# It appears I have no bootloader



## Miles (Jul 31, 2013)

Hi all,

I have been attempting to install 9.1 onto my ThinkPad T420 with OCZ Agility4 SSD, and am having trouble surrounding the bootloader. Essentially, my system goes straight to PXE boot, despite my boot priorities being correct. When partitioning the drive I used the GPT auto configuration, which created boot, swap and root partitions.

Is this a common problem, and if so how can it be rectified? Is there a way of installing the boot loader separately using the Live distribution?

If it makes any difference at all, I installed from USB.

Best regards


----------



## wblock@ (Jul 31, 2013)

Thinkpad T420 has a BIOS problem with GPT, at least some do.  First, see if you have the latest BIOS.  It may have been fixed.
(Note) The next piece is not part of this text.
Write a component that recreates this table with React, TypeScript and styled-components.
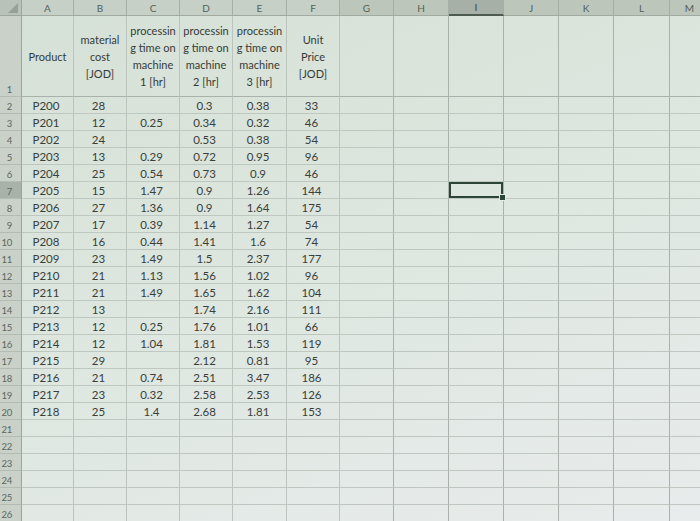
import React from "react";
import styled, { createGlobalStyle, css } from "styled-components";

const GlobalStyle = createGlobalStyle`
  html, body {
    margin: 0;
    padding: 0;
    width: 700px;
    height: 521px;
    overflow: hidden;
    background: #e2e8e3;
  }
  body {
    font-family: Lato, "Open Sans", "Liberation Sans", sans-serif;
  }
`;

const COLS = ["A", "B", "C", "D", "E", "F", "G", "H", "I", "J", "K", "L", "M"];
const WIDTHS = [52, 53, 53, 53, 54, 53, 54, 55, 55, 55, 55, 56, 40];

const rows: string[][] = [
  ["P200", "28", "", "0.3", "0.38", "33"],
  ["P201", "12", "0.25", "0.34", "0.32", "46"],
  ["P202", "24", "", "0.53", "0.38", "54"],
  ["P203", "13", "0.29", "0.72", "0.95", "96"],
  ["P204", "25", "0.54", "0.73", "0.9", "46"],
  ["P205", "15", "1.47", "0.9", "1.26", "144"],
  ["P206", "27", "1.36", "0.9", "1.64", "175"],
  ["P207", "17", "0.39", "1.14", "1.27", "54"],
  ["P208", "16", "0.44", "1.41", "1.6", "74"],
  ["P209", "23", "1.49", "1.5", "2.37", "177"],
  ["P210", "21", "1.13", "1.56", "1.02", "96"],
  ["P211", "21", "1.49", "1.65", "1.62", "104"],
  ["P212", "13", "", "1.74", "2.16", "111"],
  ["P213", "12", "0.25", "1.76", "1.01", "66"],
  ["P214", "12", "1.04", "1.81", "1.53", "119"],
  ["P215", "29", "", "2.12", "0.81", "95"],
  ["P216", "21", "0.74", "2.51", "3.47", "186"],
  ["P217", "23", "0.32", "2.58", "2.53", "126"],
  ["P218", "25", "1.4", "2.68", "1.81", "153"],
];

const headers: string[][] = [
  ["Product"],
  ["material", "cost", "[JOD]"],
  ["processin", "g time on", "machine", "1 [hr]"],
  ["processin", "g time on", "machine", "2 [hr]"],
  ["processin", "g time on", "machine", "3 [hr]"],
  ["Unit", "Price", "[JOD]"],
];

const EXTRA_ROWS = 7;
const SEL_ROW = 7;
const SEL_COL = 8; // I

const Sheet = styled.div`
  display: grid;
  grid-template-columns: 22px ${WIDTHS.map((w) => `${w}px`).join(" ")};
  grid-template-rows: 16px 81px repeat(${rows.length + EXTRA_ROWS}, 17px);
  width: 700px;
  height: 521px;
  overflow: hidden;
  background: linear-gradient(160deg, #d5e0d6 0%, #dbe5dc 35%, #e2e9e5 70%, #e8ecec 100%);
  color: #39403b;
`;

const Corner = styled.div`
  position: relative;
  background: #b9c2b9;
  border-right: 1px solid #9ea79f;
  border-bottom: 1px solid #9ea79f;
  &::after {
    content: "";
    position: absolute;
    right: 3px;
    bottom: 2px;
    width: 0;
    height: 0;
    border-left: 10px solid transparent;
    border-bottom: 10px solid #98a198;
  }
`;

const ColHead = styled.div<{ $active?: boolean; $far?: boolean }>`
  display: flex;
  align-items: center;
  justify-content: center;
  font-size: 10px;
  color: #556057;
  background: ${(p) => (p.$far ? "#bcc6bb" : "#c7d0c7")};
  border-right: 1px solid #a6afa6;
  border-bottom: 1px solid #a0aaa1;
  ${(p) =>
    p.$active &&
    css`
      background: #a7b0a7;
      color: #3c443e;
      border-bottom: 2px solid #4d5a50;
    `}
`;

const RowHead = styled.div<{ $active?: boolean }>`
  display: flex;
  align-items: flex-end;
  justify-content: flex-end;
  padding: 0 9px 1px 0;
  font-size: 9.5px;
  letter-spacing: -0.3px;
  color: #5c665e;
  background: ${(p) => (p.$active ? "#a9b2a9" : "#c9d1c9")};
  border-right: 1px solid #9aa49b;
  border-bottom: 1px solid #b3bcb3;
  box-sizing: border-box;
`;

const Cell = styled.div<{ $head?: boolean; $selected?: boolean; $dim?: boolean }>`
  position: relative;
  display: flex;
  align-items: center;
  justify-content: center;
  font-size: 11.5px;
  padding-right: 3px;
  white-space: nowrap;
  border-right: 1px solid ${(p) => (p.$dim ? "#a9b2aa" : "#bcc5bd")};
  border-bottom: 1px solid #bfc8c0;
  box-sizing: border-box;
  ${(p) =>
    p.$head &&
    css`
      flex-direction: column;
      padding-right: 0;
      font-size: 11px;
      line-height: 17px;
      text-align: center;
      color: #353b37;
      border-bottom-color: #a9b2aa;
    `}
  ${(p) =>
    p.$selected &&
    css`
      box-shadow: inset 0 0 0 2px #2c4535;
      &::after {
        content: "";
        position: absolute;
        right: -3px;
        bottom: -3px;
        width: 5px;
        height: 5px;
        background: #2c4535;
        border: 1px solid #e4ebe6;
        z-index: 2;
      }
    `}
`;

const HeadLine = styled.span`
  display: block;
`;

export default function App() {
  const totalRows = 1 + rows.length + EXTRA_ROWS;
  const cells: React.ReactNode[] = [];

  cells.push(<Corner key="corner" />);
  COLS.forEach((c, i) => {
    cells.push(
      <ColHead key={`ch-${c}`} $active={i === SEL_COL} $far={i >= 6}>
        {c}
      </ColHead>
    );
  });

  for (let r = 1; r <= totalRows; r++) {
    cells.push(
      <RowHead key={`rh-${r}`} $active={r === SEL_ROW}>
        {r < totalRows ? r : ""}
      </RowHead>
    );
    COLS.forEach((c, ci) => {
      const key = `${c}${r}`;
      const dim = ci >= 6;
      if (r === 1) {
        const lines = headers[ci];
        cells.push(
          <Cell key={key} $head $dim={dim}>
            {lines &&
              lines.map((l, li) => <HeadLine key={li}>{l}</HeadLine>)}
          </Cell>
        );
        return;
      }
      const data = rows[r - 2];
      const value = data && ci < 6 ? data[ci] : "";
      cells.push(
        <Cell key={key} $dim={dim} $selected={r === SEL_ROW && ci === SEL_COL}>
          {value}
        </Cell>
      );
    });
  }

  return (
    <>
      <GlobalStyle />
      <Sheet>{cells}</Sheet>
    </>
  );
}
If the BIOS still has a problem with GPT, reinstall, but use MBR.  That is more complicated with an SSD, because the only way to align partitions in MBR is to use fdisk(1) to create them, then figure out how to mount them so bsdinstall(8) sees them.  This can be done from the Shell or Live CD options of the install disk.


----------



## Miles (Jul 31, 2013)

Ah, firstly my BIOS is out of date. I'm just downloading some LiveCD (hirens boot or something) to let me install the updated version. Failing that, I shall have to have a fiddle with MBR then :/

Thanks for the response.

I do hate installing BIOS updates though. Scares the crap out of me! .....and I am in business! Thank you very much. The solution was to use MBR.


----------